Our standing inquiry has highlighted some significant issues that should inform the development of a comprehensive safeguarding approach for vulnerable adults in NSW, and the work of the independent lead agency. In particular:

  • There is a need for concerted guidance, service improvement, and capacity development with providers, agencies and the community in relation to the abuse and neglect of vulnerable adults in community settings – to ensure that matters are reported, and appropriate action is taken
  • There are significant opportunities to assist the work of police, through coordinating actions to assess and address the circumstances of the vulnerable adult, and providing a point of referral for police for guidance and support on specific matters. There is also a need to enhance police expertise in interviewing people with disability who have communication support needs and cognitive disability, to maximise their ability to give evidence and gain effective access to justice.
  • All efforts should be taken to maximise the involvement of the vulnerable adult in the response that is provided to the alleged abuse and neglect – including through the provision of appropriate decision-making supports
  • There is a need for provisions for agencies that have responsibilities relating to the safety of vulnerable adults to be able to exchange information that promotes the safety of vulnerable adults – these agencies need to be able to share critical information with each other, and not have to rely on the Public Advocate to facilitate the exchange of information.

What is needed

From 1 July 2019, the NSW Ombudsman’s office will no longer carry out its standing inquiry into the abuse and neglect of adults with disability in the community. Without an alternative option in place, this gap will present unacceptable risks to an already vulnerable and marginalised cohort of our community. There is a need for swift action to establish a comprehensive adult safeguarding approach that will both fill the looming gap in relation to adults with disability, and address the longstanding gap in relation to vulnerable older persons.

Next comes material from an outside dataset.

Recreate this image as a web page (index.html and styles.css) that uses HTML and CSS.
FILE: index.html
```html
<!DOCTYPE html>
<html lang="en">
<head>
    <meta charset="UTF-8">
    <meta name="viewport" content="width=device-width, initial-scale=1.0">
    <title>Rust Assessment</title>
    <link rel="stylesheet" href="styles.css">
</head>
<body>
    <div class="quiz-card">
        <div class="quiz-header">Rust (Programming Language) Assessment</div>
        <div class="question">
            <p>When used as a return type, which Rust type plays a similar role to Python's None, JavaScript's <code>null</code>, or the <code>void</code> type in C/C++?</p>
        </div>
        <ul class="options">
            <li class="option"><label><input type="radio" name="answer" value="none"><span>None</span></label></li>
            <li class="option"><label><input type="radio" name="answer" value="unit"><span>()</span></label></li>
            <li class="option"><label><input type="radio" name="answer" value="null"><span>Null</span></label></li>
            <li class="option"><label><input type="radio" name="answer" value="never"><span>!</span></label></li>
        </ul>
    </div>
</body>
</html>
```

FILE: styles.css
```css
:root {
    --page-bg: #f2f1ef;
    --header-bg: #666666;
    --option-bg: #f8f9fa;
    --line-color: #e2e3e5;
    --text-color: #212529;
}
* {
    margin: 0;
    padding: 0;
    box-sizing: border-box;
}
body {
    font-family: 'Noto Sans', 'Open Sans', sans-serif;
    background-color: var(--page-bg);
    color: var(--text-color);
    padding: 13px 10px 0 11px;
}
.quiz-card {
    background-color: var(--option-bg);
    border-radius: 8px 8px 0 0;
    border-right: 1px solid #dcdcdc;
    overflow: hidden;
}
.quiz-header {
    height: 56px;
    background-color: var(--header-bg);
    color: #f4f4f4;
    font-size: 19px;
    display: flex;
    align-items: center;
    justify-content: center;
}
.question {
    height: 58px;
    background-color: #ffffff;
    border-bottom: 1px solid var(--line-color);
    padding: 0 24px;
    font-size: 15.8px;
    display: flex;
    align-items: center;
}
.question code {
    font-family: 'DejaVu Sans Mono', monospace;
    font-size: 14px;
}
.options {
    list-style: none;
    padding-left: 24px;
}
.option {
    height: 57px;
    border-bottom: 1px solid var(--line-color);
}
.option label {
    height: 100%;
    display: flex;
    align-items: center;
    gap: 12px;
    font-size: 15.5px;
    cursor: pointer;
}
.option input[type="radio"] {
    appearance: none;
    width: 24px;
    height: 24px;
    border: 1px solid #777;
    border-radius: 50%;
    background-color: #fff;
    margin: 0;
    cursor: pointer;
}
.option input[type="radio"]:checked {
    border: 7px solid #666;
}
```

The recommendations of the NSW Law Reform Commission in relation to the establishment of an independent Public Advocate with investigative functions provide a timely and constructive way forward. However, there are a small number of supplementary steps that are required to provide an effective, integrated and person-centred approach to responding to the abuse and neglect of vulnerable adults in NSW – including information sharing provisions for relevant agencies, and enhanced options for decision-making assistance.

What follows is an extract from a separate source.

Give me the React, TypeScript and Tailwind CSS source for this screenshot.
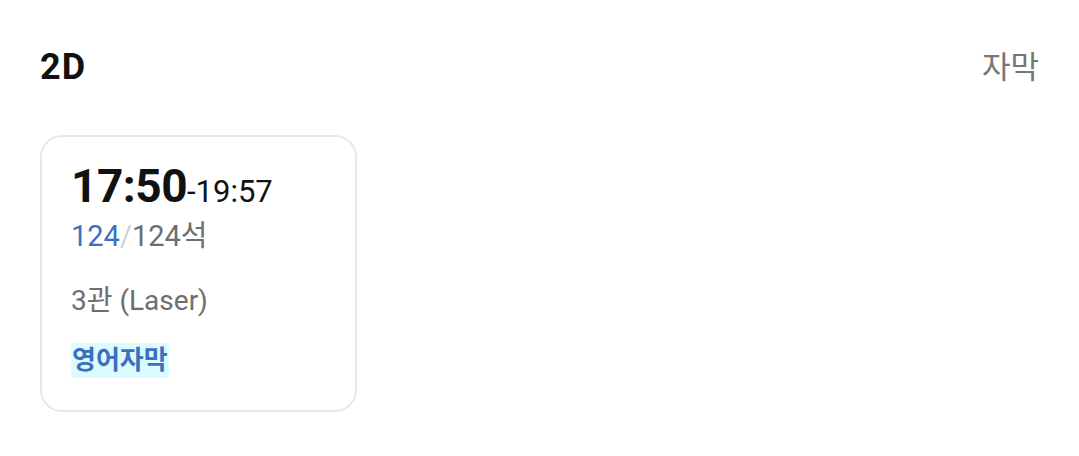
export default function App() {
  return (
    <div className="w-[1079px] h-[456px] bg-white px-[40px] pt-[40px]" style={{ fontFamily: 'Roboto, "Noto Sans CJK KR", sans-serif' }}>
      <div className="flex items-center justify-between h-[54px]">
        <span className="text-[36px] font-bold text-[#111] leading-none tracking-[1px]">2D</span>
        <span className="text-[31px] text-[#767676] leading-none">자막</span>
      </div>
      <div className="mt-[41px] w-[317px] h-[277px] rounded-[22px] border-2 border-[#e8e8e8] pl-[29px] pt-[26px]">
        <div className="flex items-baseline leading-none">
          <span className="text-[46px] font-bold text-[#111] tracking-[-0.5px]">17:50</span>
          <span className="text-[31px] text-[#111]">-19:57</span>
        </div>
        <div className="mt-[13px] text-[29px] leading-none">
          <span className="text-[#3b6fc2]">124</span>
          <span className="text-[#d0d0d0]">/</span>
          <span className="text-[#6e6e6e]">124석</span>
        </div>
        <div className="mt-[36px] text-[28px] leading-none text-[#6e6e6e]">3관 (Laser)</div>
        <div className="mt-[28px]">
          <span className="inline-block bg-[#dcfbff] text-[#3b6fc2] font-bold text-[26px] leading-[35px] px-[1px]">영어자막</span>
        </div>
      </div>
    </div>
  );
}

More broadly, the NSW Ombudsman’s office would hope that this report acts as a trigger to the NSW Government to commit to a broad review, focused on establishing in NSW the strongest independent safeguarding and regulatory system in Australia for protecting vulnerable groups in our community.

Recommendations

It is recommended that the NSW Government should:

  1. Implement the recommendations of the NSW Law Reform Commission in relation to the establishment of an independent statutory body to investigate and take appropriate action in relation to the suspected abuse and neglect of vulnerable adults in NSW, as outlined in its report on the Review of the Guardianship Act 1987.
  2. As part of the establishment of the independent statutory body, and to support the development and implementation of an effective and integrated safeguarding approach for vulnerable adults in NSW:
    1. Introduce legislative provisions to enable agencies that have responsibilities relating to the safety of vulnerable adults to be able to exchange information that promotes the safety of vulnerable adults.
    2. Ensure that there are enhanced options for vulnerable adults to gain appropriate decision-making assistance. The recommendations of the NSW Law Reform Commission in relation to supported decision-making should be considered as part of this response.
  3. Review the independent safeguarding and regulatory arrangements in NSW to identify opportunities to strengthen the system for protecting vulnerable groups in our community, with a view to considering the potential benefit of creating a single independent community services oversight body.